2015-03-22 Thread Christoph Berg
Re: Bruce Momjian 2015-03-20 <20150320223549.gz6...@momjian.us>
> > > >So my suggestion for a simple fix would be to make DROP DATABASE
> > > >execute a short fake transaction before it starts deleting files and
> > > >then continue as before. This would serve as a stopping point for
> > > >recovery_target_time to run into. (We could still fix this properly
> > > >later, but this idea seems like a good fix for a practical problem
> > > >that doesn't break anything else.)
> > > 
> > > Yeah, seems reasonable.
> > 
> > Here's a first shot at a patch. It's not working yet because I think
> > the commit isn't doing anything because no work was done in the
> > transaction yet.
> 
> Where are we on this?

I guess my patch could be fixed by forcing it to acquire a transaction
id (SELECT txid_current() or whatever seems suitable), but my insight
into the gory backend details is limited, so it'd be better if someone
with more clue tried to fix it.


Re: Heikki Linnakangas 2014-11-25 <5474b848.3060...@vmware.com>
> >db1 is registered in pg_database, but the directory is missing on
> >disk.
> 
> Yeah, DROP DATABASE cheats. It deletes all the files first, and commits the
> transaction only after that. There's this comment at the end of dropdb()
> function:
> 
> > /*
> >  * Force synchronous commit, thus minimizing the window between removal 
> > of
> >  * the database files and commital of the transaction.
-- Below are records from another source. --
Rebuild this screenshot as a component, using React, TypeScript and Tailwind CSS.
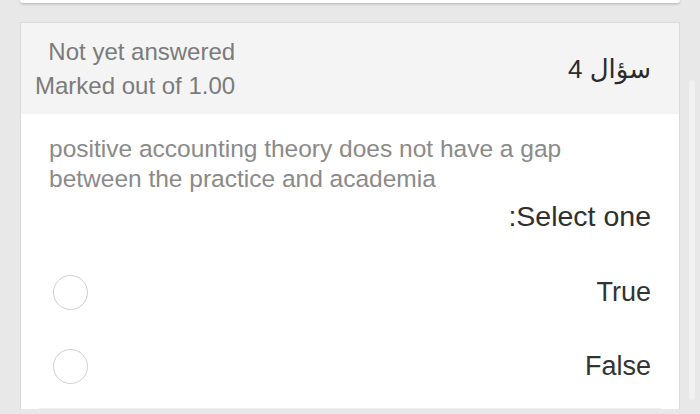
import React, { useState } from 'react';

const options = ['True', 'False'];

const Radio: React.FC<{ checked: boolean }> = ({ checked }) => (
    <span className="flex h-[35px] w-[35px] items-center justify-center rounded-full border-[1.5px] border-[#cfcfcf] bg-white">
        {checked && <span className="h-[15px] w-[15px] rounded-full bg-[#4a90e2]" />}
    </span>
);

export default function App() {
    const [answer, setAnswer] = useState<string | null>(null);

    return (
        <div
            className="relative h-[414px] w-[700px] overflow-hidden bg-[#e8e8e8]"
            style={{ fontFamily: '"Liberation Sans", "DejaVu Sans", Arial, sans-serif' }}
        >
            {/* previous question card, mostly scrolled off */}
            <div className="mx-[20px] h-[3px] rounded-b-[4px] bg-white shadow-[0_1px_3px_rgba(0,0,0,0.25)]" />

            <div className="mx-[20px] mt-[19px] w-[660px] border-x border-t border-[#dadada] bg-white">
                <div className="flex items-center justify-between bg-[#f4f4f4] pb-[11px] pl-[14px] pr-[28px] pt-[12px]">
                    <div className="text-right text-[24px] leading-[34px] text-[#7b7b7b]">
                        <div>Not yet answered</div>
                        <div>Marked out of 1.00</div>
                    </div>
                    <div dir="rtl" className="text-[26px] leading-[34px] text-[#2b2b2b]">سؤال 4</div>
                </div>

                <div className="px-[28px] pt-[20px]">
                    <p className="text-[24.5px] leading-[30px] text-[#8a8a8a]">
                        positive accounting theory does not have a gap
                        <br />
                        between the practice and academia
                    </p>
                    <p className="mt-[5px] text-right text-[28.5px] leading-[34px] text-[#2f2f2f]">:Select one</p>

                    <div className="mt-[22px]">
                        {options.map(opt => (
                            <label
                                key={opt}
                                onClick={() => setAnswer(opt)}
                                className="flex h-[74px] cursor-pointer items-center justify-between pl-[4px]"
                            >
                                <Radio checked={answer === opt} />
                                <span className="text-[27px] text-[#333333]">{opt}</span>
                            </label>
                        ))}
                    </div>
                </div>
                <div className="mx-[18px] mt-[5px] h-px bg-[#f0f0f0]" />
            </div>

            {/* scrollbar thumb */}
            <div className="absolute right-[5px] top-[80px] h-[320px] w-[6px] rounded-full bg-[#f1f1f1]" />
        </div>
    );
}
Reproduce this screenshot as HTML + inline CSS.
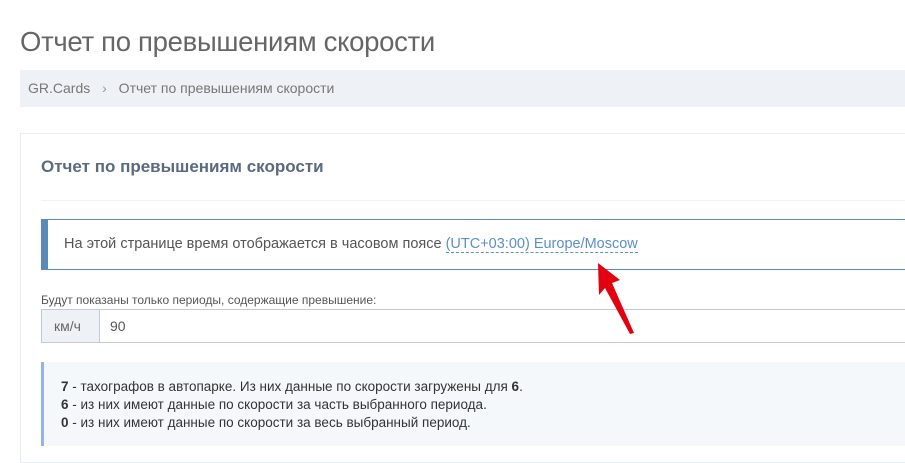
<!DOCTYPE html>
<html><head><meta charset="utf-8"><style>
body{margin:0;width:905px;height:451px;overflow:hidden;background:#fff;font-family:"Liberation Sans",sans-serif;position:relative}
.a{position:absolute;white-space:nowrap}
</style></head><body>
<div class="a" style="left:20px;top:26px;font-size:27.5px;color:#666;font-weight:300;letter-spacing:-0.3px">Отчет по превышениям скорости</div>
<div class="a" style="left:20px;top:70px;width:885px;height:37px;background:#eef1f5"></div>
<div class="a" style="left:28px;top:80px;font-size:14px;color:#777">GR.Cards <span style="margin:0 8px;color:#999">›</span> Отчет по превышениям скорости</div>
<div class="a" style="left:20px;top:133px;width:900px;height:330px;border:1px solid #e7ecf1;box-sizing:border-box"></div>
<div class="a" style="left:41px;top:157px;font-size:17px;font-weight:bold;color:#5a6a80">Отчет по превышениям скорости</div>
<div class="a" style="left:41px;top:200px;width:864px;height:1px;background:#eef1f5"></div>
<div class="a" style="left:41px;top:219px;width:870px;height:51px;border:1px solid #5a8ab8;border-left:7px solid #5a8ab8;box-sizing:border-box"></div>
<div class="a" style="left:64px;top:236px;font-size:14.5px;color:#555">На этой странице время отображается в часовом поясе <span style="color:#5b8fc9;border-bottom:1px dashed #5b8fc9">(UTC+03:00) Europe/Moscow</span></div>
<div class="a" style="left:41px;top:293px;font-size:12px;color:#555">Будут показаны только периоды, содержащие превышение:</div>
<div class="a" style="left:41px;top:309px;width:870px;height:34px;border:1px solid #c2cad8;box-sizing:border-box"></div>
<div class="a" style="left:42px;top:310px;width:57px;height:32px;background:#eef1f5;border-right:1px solid #c2cad8"></div>
<div class="a" style="left:54px;top:318px;font-size:14px;color:#666">км/ч</div>
<div class="a" style="left:110px;top:318px;font-size:14px;color:#555">90</div>
<div class="a" style="left:41px;top:362px;width:870px;height:84px;background:#f5f8fb;border-left:3px solid #8fb6e6;box-sizing:border-box"></div>
<div class="a" style="left:61px;top:378px;font-size:13.5px;color:#333;line-height:18px">
<b>7</b> - тахографов в автопарке. Из них данные по скорости загружены для <b>6</b>.<br>
<b>6</b> - из них имеют данные по скорости за часть выбранного периода.<br>
<b>0</b> - из них имеют данные по скорости за весь выбранный период.</div>
<svg class="a" style="left:585px;top:255px" width="60" height="85"><path d="M13 8 L35 25 L27 28 L49 78 L45 79 L20 33 L14 40 Z" fill="#e3000f"/></svg>
</body></html>
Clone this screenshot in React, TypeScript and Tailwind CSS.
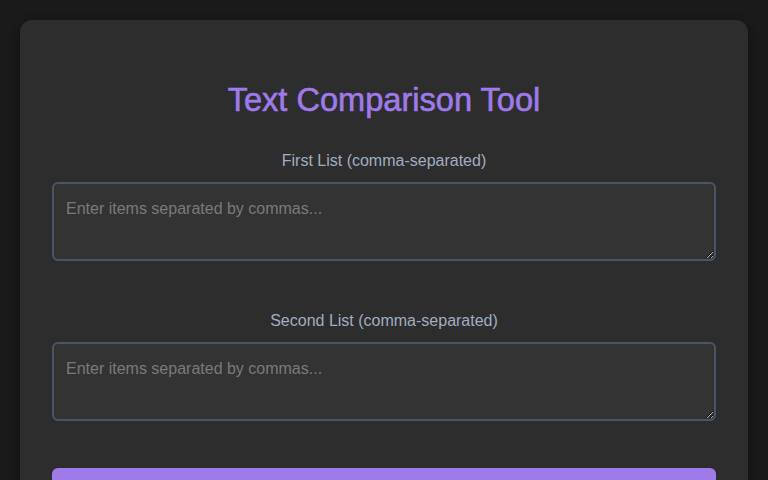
import React from 'react'

export default function App() {
  let [first, setFirst] = React.useState<string>("")
  let [second, setSecond] = React.useState<string>("")

  return (
    <div className="min-h-screen bg-[#1a1a1a] p-5 font-['Liberation_Sans',Arial,sans-serif]">
      <div className="rounded-xl bg-[#2d2d2d] px-8 pt-[61px] pb-8 shadow-[0_2px_10px_rgba(0,0,0,0.4)]">
        <h1 className="text-center text-[32.6px] leading-[37px] text-[#9f7aea] [-webkit-text-stroke:0.6px_#9f7aea]">Text Comparison Tool</h1>

        <div className="mt-[34px]">
          <label className="block text-center text-base leading-[18px] text-[#a0aec0]">First List (comma-separated)</label>
          <textarea
            className="mt-3 block h-[79px] w-full rounded-md border-2 border-[#4a5568] bg-[#333333] px-3 py-4 text-base leading-[18px] text-[#e2e8f0] placeholder:text-[#7a7a7a] outline-none"
            placeholder="Enter items separated by commas..."
            value={first}
            onChange={(e) => setFirst(e.target.value)}
          />
        </div>

        <div className="mt-[51px]">
          <label className="block text-center text-base leading-[18px] text-[#a0aec0]">Second List (comma-separated)</label>
          <textarea
            className="mt-3 block h-[79px] w-full rounded-md border-2 border-[#4a5568] bg-[#333333] px-3 py-4 text-base leading-[18px] text-[#e2e8f0] placeholder:text-[#7a7a7a] outline-none"
            placeholder="Enter items separated by commas..."
            value={second}
            onChange={(e) => setSecond(e.target.value)}
          />
        </div>

        <button className="mt-[47px] block h-12 w-full rounded-md bg-[#9f7aea] text-base text-white">Compare Lists</button>
      </div>
    </div>
  )
}
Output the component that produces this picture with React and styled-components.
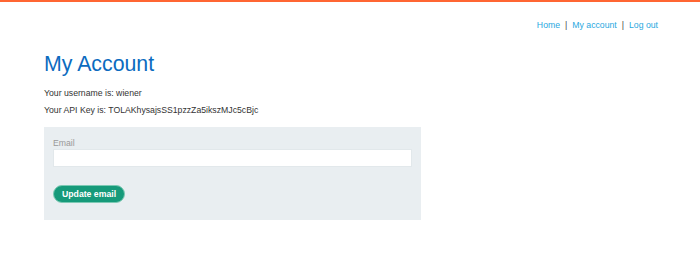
import React from "react";
import styled, { createGlobalStyle } from "styled-components";

const Global = createGlobalStyle`
  html, body { margin: 0; padding: 0; background: #fff; }
  body { font-family: "Liberation Sans", Arial, sans-serif; color: #333; }
`;

const Page = styled.div`
  border-top: 2px solid #ff6633;
  min-height: 278px;
`;

const Header = styled.header`
  display: flex;
  justify-content: flex-end;
  align-items: center;
  height: 45px;
  padding-right: 42px;
`;

const Nav = styled.nav`
  display: flex;
  align-items: center;
  gap: 5px;
  font-size: 8.7px;
`;

const NavLink = styled.a`
  color: #29a8e0;
  text-decoration: none;
`;

const Sep = styled.span`
  color: #444;
`;

const Main = styled.main`
  padding-left: 44px;
`;

const Title = styled.h1`
  margin: 4px 0 11px;
  font-size: 21.3px;
  font-weight: 400;
  color: #0b6bbf;
  line-height: 26px;
`;

const Line = styled.p`
  margin: 0 0 7px;
  font-size: 8.7px;
  line-height: 10px;
  color: #333;
`;

const Panel = styled.form`
  width: 359px;
  margin-top: 12px;
  background: #e9eef1;
  padding: 10px 9px 17px;
  display: flex;
  flex-direction: column;
  align-items: flex-start;
`;

const Label = styled.label`
  font-size: 8.7px;
  line-height: 12px;
  color: #999;
`;

const Input = styled.input`
  box-sizing: border-box;
  width: 100%;
  height: 18px;
  margin: 0;
  border: 1px solid #e2e8eb;
  background: #fff;
  outline: none;
`;

const Button = styled.button`
  margin-top: 18px;
  height: 18px;
  padding: 0 8px;
  border: 1px solid #7cc9b4;
  border-radius: 9px;
  background: #169a7a;
  color: #fff;
  font-family: "Liberation Sans", Arial, sans-serif;
  font-weight: 700;
  font-size: 8.7px;
  line-height: 16px;
  cursor: pointer;
`;

export default function App() {
  return (
    <>
      <Global />
      <Page>
        <Header>
          <Nav>
            <NavLink href="#">Home</NavLink>
            <Sep>|</Sep>
            <NavLink href="#">My account</NavLink>
            <Sep>|</Sep>
            <NavLink href="#">Log out</NavLink>
          </Nav>
        </Header>
        <Main>
          <Title>My Account</Title>
          <Line>Your username is: wiener</Line>
          <Line>Your API Key is: TOLAKhysajsSS1pzzZa5ikszMJc5cBjc</Line>
          <Panel onSubmit={(e) => e.preventDefault()}>
            <Label>Email</Label>
            <Input type="email" />
            <Button type="submit">Update email</Button>
          </Panel>
        </Main>
      </Page>
    </>
  );
}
If we crash 
> > before
> >  * committing, we'll have a DB that's gone on disk but still there
> >  * according to pg_database, which is not good.
> >  */
> 
> So you could see the same after crash recovery, but it's a lot easier to
> reproduce with PITR.
> 
> This could be fixed by doing DROP DATABASE the same way we do DROP TABLE. At
> the DROP DATABASE command, just memorize the OID of the dropped database,
> but don't delete anything yet. Perform the actual deletion after flushing
> the commit record to disk. But then you would have the opposite problem -
> you might be left with a database that's dropped according to pg_database,
> but the files are still present on disk.

This seems to be the better idea anyway (and was mentioned again when
I talked to Heikki and Andres about it at FOSDEM).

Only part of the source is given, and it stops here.